A Guide to Grab Bars for Seniors: Cost, Benefits, Installation

The bathroom is a very dangerous place for seniors. The older you get and the less mobile you are, the greater the risk becomes. Fortunately, there are numerous ways to reduce this risk and make the bathroom a safer space.

Grab bars are perhaps the easiest way to do this, and they’re also one of the cheapest.

Why are Grab Bars Important?

You use the bathroom multiple times a day. The floors tend to be hard and prone to water spillages from the sink, shower, and bath, and you’re constantly sitting down, standing up, climbing into the bathtub. Overall, you’re being very mobile in a potentially hazardous space. 

That’s why the bathroom is such a dangerous place for seniors and why the CDC estimates that up to 80% of all falls occur in this room.

What are the Benefits of Grab Bars?

The main benefit of grab bars is the most obvious: reduced risk. When you have the support of carefully placed bars, your risk of falling and suffering a serious injury reduces significantly.

The benefits go much further than that, though.

Seniors who suffer from mobility problems are less likely to take a bath or shower. They neglect their personal hygiene because they are worried about falling and injuring themselves and because it can be such a hassle for them to take a bath or shower.

This is something that often frustrates younger caregivers, but once you put yourselves in the shoes of your elderly loved one, you’ll understand. Imagine a scenario where every bath or shower takes two or three times longer. A situation where you have to exert an immense amount of energy just to be clean, so much so that you may be sweaty again by the time you scramble out of the bath.

Would you still wash yourself every day? Probably not, and that’s exactly how millions of seniors feel. With grab bars in place, this is no longer a major issue and seniors can regain some of their independence.

Last but not least, grab bars allow seniors to continue their daily personal hygiene regime without assistance from their caregivers. If they are in the early stages of dementia or have yet to experience serve mobility issues, grab bars may be all they need to bathe themselves and to continue living freely and without assistance.
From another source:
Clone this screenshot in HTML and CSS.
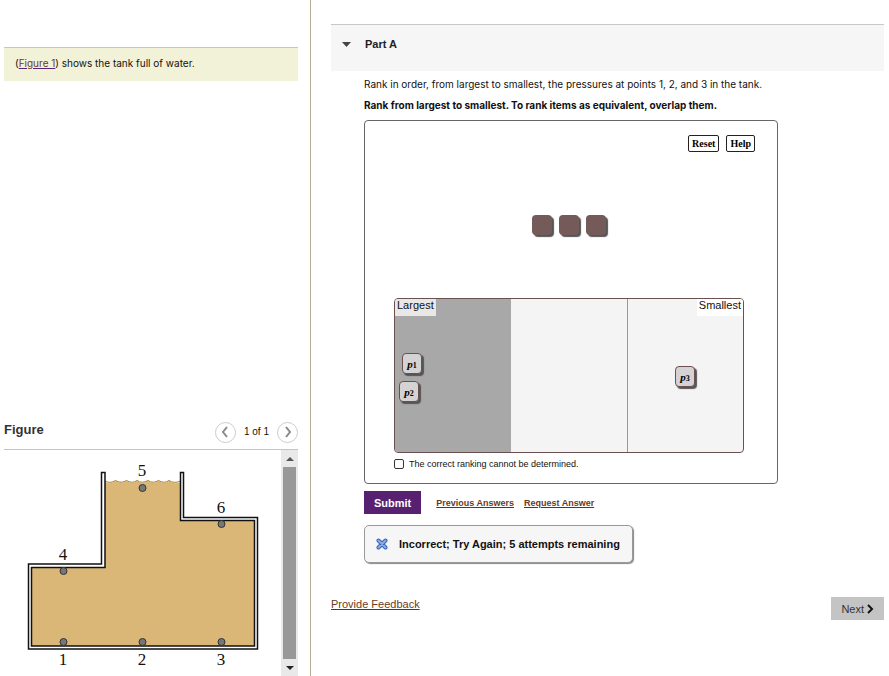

Not only does that make life considerably easier for them, negating the need for any outside help, but the psychological boost provided by the preservation of independence can be huge.

Types of Grab Bars

Grab bars come in three basic styles: Horizontal, vertical, and diagonal. Each option provides a different level of support:

  • Horizontal: The ideal choice for bathtubs and general walking support. These sturdy bars need to be set at a fixed height, which is the only downside, but they can help with numerous issues.
  • Vertical: A vertical bar is much easier to grip and is very useful for people suffering from arthritis. They can provide support when standing but offer less coverage than other options, so they’re not best suited for walking support. 
  • Diagonal: A somewhat “best of both worlds” approach, diagonal bars provide both coverage and support. With diagonal bars, similar to vertical bars, there is a greater risk of slipping when pulling yourself up.

The direction of the bar isn’t the only differentiating factor. There are also wavy bars, straight bars, and bars designed with specific needs and problems in mind. For example, some are specifically designed for shower support, bath support, and toilet support.

Where to Install Grab Bars

There is no one-size-fits-all solution when installing grab bars. Your mobility, bathroom layout, and height will dictate where the bars should be placed. The best way to learn this is to walk around your bathroom, go about your usual daily activities, and focus on where you place your hands.

This is where the bars should be placed, as this is clearly where you need additional support. Oftentimes, they will go near the toilet, bathtub, and shower, but it’s up to you to decide.

How Much do Grab Bars Cost?

A single grab bar can cost anywhere from a little over $10 to over $150. As with anything else, it all depends on the brand and the quality. As long as you buy from a reputable retailer, there’s no reason you shouldn’t opt for a cheaper option. However, if you’re overweight and believe that the bar will be placed under a lot of strain and stress, you may want to look at some of the more expensive options.

With regards to installation, this is something you can do yourself or with help from friends or family. You don’t need to pay professional installers, as the process is very straightforward and only requires a few basic tools.

If a professional installs them, they may charge a couple hundred dollars, depending on how many bars you’re fitting and where you’re fitting them. If you hire a professional, make sure you work with a company that is reputable and comes recommended. 

Companies that specialize in mobility installations may try to sell you additional bars, rails, and other safety features. In such cases, remember that you are under no obligation to buy and are within your rights to compare their services/products and get quotes from elsewhere.

Alternatives to Grab Bars

When getting in and out of the bathtub becomes a chore that even grab bars can’t help with, you should look into walk-in tubs. 

With a walk-in tub, you don’t need to climb over the side of your tub and you can simply open the door and walk in. They are designed to provide complete submergence, and many of them are fitted with soothing water jets to provide additional benefits.

Walk-in showers are available as well, although, where showers are concerned, your main goal should be to get a stool/bench, add a non-slip mat, and make sure there are bars/rails inside. 

Of course, these options cost a lot of money and it’s much cheaper to buy a few grab bars, so it’s something you may want to think about at a later date when it becomes more of a necessity.